Highlighting Liquid Template Blocks in Marked.app

For many years, I’ve used an old version of Jekyll to write this blog. For previewing, I use Marked.app, and one of the things I like about it is how you can get it to preprocess your Markdown files before processing by the markdown processor, or use a custom markdown processor altogether.

In my case, I use Liquid Templates, although the only part of them I use often are the syntax highlighting features. I have some neat TextMate language extensions so that I see the code blocks for Python, SQL and other languages syntax highlighted in the “proper” way for that code block.

Until recently, I think I had a custom markdown processor which used to apply the syntax highlighting so I saw them in Marked.app as I would in the browser after rendering using Jekyll, but that stopped working. So tonight, I wrote a small tool in python to use Pygments to apply the syntax highlighting.

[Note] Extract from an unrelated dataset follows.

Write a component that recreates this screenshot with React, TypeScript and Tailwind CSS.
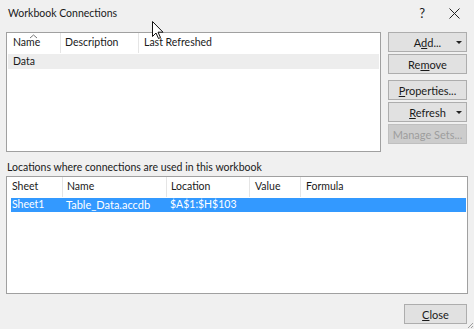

There’s not much to it: it’s more glue code: it uses re.sub to switch out the highlight block with the syntax highlighted version. Something like:

import pathlib
import sys

from pygments import highlight
from pygments.lexers import get_lexer_by_name
from pygments.formatters.html import HtmlFormatter


def highlight_block(match):
    data = match.groupdict()
    formatter = HtmlFormatter(noclasses=True, linenos=False)
    lexer = get_lexer_by_name(data['language'], stripall=True)
    return highlight(data['code'], lexer, formatter)


re.sub(
  r'{% highlight (?P<language>.*?) %}\n(?P<code>.*?)\n{% endhighlight %}',
  highlight_block,
  pathlib.Path(sys.argv[1])
)

However, it is a bit slow to syntax highlight the files. It might be nice to cache them somewhere:

import pathlib

CACHE_DIR = pathlib.Path('/tmp/pygments-cache/')
CACHE_DIR.mkdir(exist_ok=True)


def highlight_block(match):
    data = match.groupdict()
    cache = CACHE_DIR / '{language}.{hash}.html'.format(
        hash=hash(data['code']),
        language=data['language'],
    )

    if cache.exists():
        return cache.open().read()

    formatter = HtmlFormatter(
        noclasses=True,
        linenos='linenos' in data
    )
    lexer = get_lexer_by_name(data['language'], stripall=True)
    output = pygments.highlight(data['code'], lexer, formatter)
    cache.open('w').write(output)
    return output

Now it doesn’t need to rebuild syntax highlighting for blocks that have already been highlighted, and the cache automatically invalidates when there are changes to the block.

This is almost the same solution I implemented as a Jekyll plugin to make that run a bunch faster: although this version does inline styles, which means I don’t have to use the same CSS from my blog.

This is packaged up into a command line tool, and installed using:

$ pipx install --spec \
        hg+https://hg.sr.ht/~schinckel/liquid-highlight \
        liquid_highlight

(or would be if sourcehut’s public urls worked).